Reputation: 9140
I have a simple language which consists of patterns like
size(50*50)
start(10, 20, -x)
forward(15)
stop
It's an example of turtle-drawing language. I need to properly tokenize it. The above is a source code instance. Statements and expressions are separated with newlines. I set up my Scanner to use delimiters like newlines. I expect next("start")
to eat the string "start", and then I issue next("(")
to eat the first parenthesis. It appears however, that it does something else than I expect. Has the scanner already broken the above into tokens based on delimiter and/or do I need to approach this differently? For me, "start", "(", "50", "*", "50" and ")" on the first line would constitute separate tokens, which appears to be an unfulfilled expectation here. How can I tokenize the above with as little code as possible? I don't currently need to write a tokenizer, I am writing an interpreter, so tokenizing is something I don't want to spend my time on currently, I just like Scanner to work with me here.
My useDelimiter
call is as follows:
Scanner s ///...
s.useDelimiter(Pattern.compile("[\\s]&&[^\\r\\n]"));
Issuing first next
call gives me the entire file contents. Without the above call, it gives me entire first line.
Upvotes: 1
Views: 1226
Reputation: 205785
The class java.io.StreamTokenizer
may be a better fit. It is used in this example of a recursive descent parser.

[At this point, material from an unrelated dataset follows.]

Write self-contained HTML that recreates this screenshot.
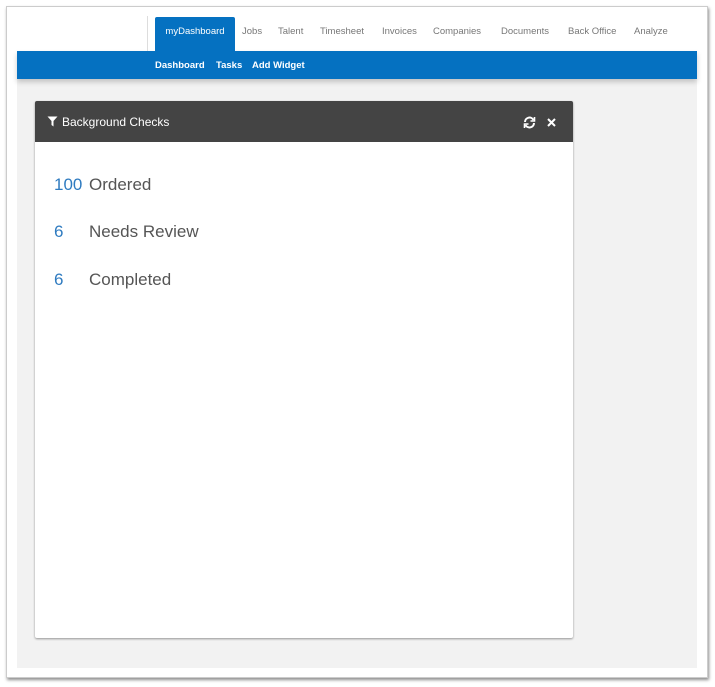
<!DOCTYPE html>
<html><head><style>
body{margin:0;width:715px;height:687px;background:#fff;position:relative;overflow:hidden;font-family:"Liberation Sans",sans-serif}
.frame{position:absolute;left:6px;top:6px;width:700px;height:670px;background:#fff;border:1px solid #ccc;box-shadow:1px 2px 3px rgba(0,0,0,.45)}
.gray{position:absolute;left:17px;top:79px;width:680px;height:589px;background:#f2f2f2}
.blue{position:absolute;left:17px;top:51px;width:680px;height:28px;background:#0571c1;box-shadow:0 3px 5px rgba(0,0,0,.2)}
.sep{position:absolute;left:147px;top:16px;width:1px;height:35px;background:#ddd}
.tab{position:absolute;left:155px;top:17px;width:80px;height:34px;background:#0571c1;border-radius:2px 2px 0 0;color:#fff;font-size:9.5px;line-height:29px;text-align:center}
.nav{position:absolute;top:26px;font-size:9.5px;color:#777}
.sub{position:absolute;top:60px;font-size:9.5px;color:#fff;font-weight:bold}
.panel{position:absolute;left:35px;top:101px;width:538px;height:537px;background:#fff;box-shadow:0 1px 2px rgba(0,0,0,.4);border-radius:2px}
.hd{height:41px;background:#444;color:#fff;font-size:12px;line-height:43px;padding-left:27px;position:relative;border-radius:2px 2px 0 0}
.row{position:absolute;left:19px;font-size:17px;color:#555}
.row b{font-weight:normal;color:#2f7bc0;display:inline-block;width:35px}
</style></head><body>
<div class="frame"></div>
<div class="gray"></div>
<div class="blue"></div>
<div class="sep"></div>
<div class="tab">myDashboard</div>
<span class="nav" style="left:242px">Jobs</span>
<span class="nav" style="left:278px">Talent</span>
<span class="nav" style="left:320px">Timesheet</span>
<span class="nav" style="left:382px">Invoices</span>
<span class="nav" style="left:433px">Companies</span>
<span class="nav" style="left:501px">Documents</span>
<span class="nav" style="left:568px">Back Office</span>
<span class="nav" style="left:634px">Analyze</span>
<span class="sub" style="left:155px">Dashboard</span>
<span class="sub" style="left:216px">Tasks</span>
<span class="sub" style="left:252px">Add Widget</span>
<div class="panel">
<div class="hd">
<svg style="position:absolute;left:12px;top:15px" width="11" height="11" viewBox="0 0 11 11"><path d="M0.5 0.5H10.5L6.5 5V10.5L4.5 9V5Z" fill="#fff"/></svg>
Background Checks
<svg style="position:absolute;left:488px;top:15px" width="13" height="13" viewBox="0 0 13 13" fill="none" stroke="#fff" stroke-width="2"><path d="M2 6A4.5 4.5 0 0 1 10.5 4"/><path d="M11 7A4.5 4.5 0 0 1 2.5 9"/><path d="M11.5 1V5H7.5" stroke-width="1.6"/><path d="M1.5 12V8H5.5" stroke-width="1.6"/></svg>
<svg style="position:absolute;left:512px;top:17px" width="9" height="9" viewBox="0 0 9 9" stroke="#fff" stroke-width="2"><path d="M1 1L8 8M8 1L1 8"/></svg>
</div>
<div class="row" style="top:74px"><b>100</b>Ordered</div>
<div class="row" style="top:121px"><b>6</b>Needs Review</div>
<div class="row" style="top:169px"><b>6</b>Completed</div>
</div>
</body></html>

Addendum: What is the principal difference between the StreamTokenizer
and Scanner
classes?
Either can do the lexical analysis required by a parser. StreamTokenizer
is lighter weight but limited to four, pre-defined meta-tokens. Scanner
is considerably more flexible, but somewhat more cumbersome to use. Here's a comparison of the two and variation on the latter.
Upvotes: 2
Reputation: 47609
To write a proper parser, you need to define your language in a formal grammar. Trust me, you want to do it properly or you will have problems downstream.
You can probably represent your tokens as regular expressions at the lowest level, but first you need to be clear about your grammar, which is combinations of tokens in lexical structures. You can represent this as recursive functions (methods), known as Productions. Each Production function can use scanner to test whether or not it is looking at a token it wants. But scanner will consume the input and you can't reverse.
If you used Scanner, you will find the following things unsuitable:
It will always parse a token according to the regular expression,
1.1 so even if you do get a token you can use, you will have to write more code to decide exactly what token it was
1.2 and you may not be able to represent your language grammar as one big expression
I suggest you write the character lexer yourself, and iterate over a string / array of chars rather than a stream. Then you can re-wind.
Otherwise, use a ready-built lexer/parser framework like yacc or Coco/R.
Upvotes: 3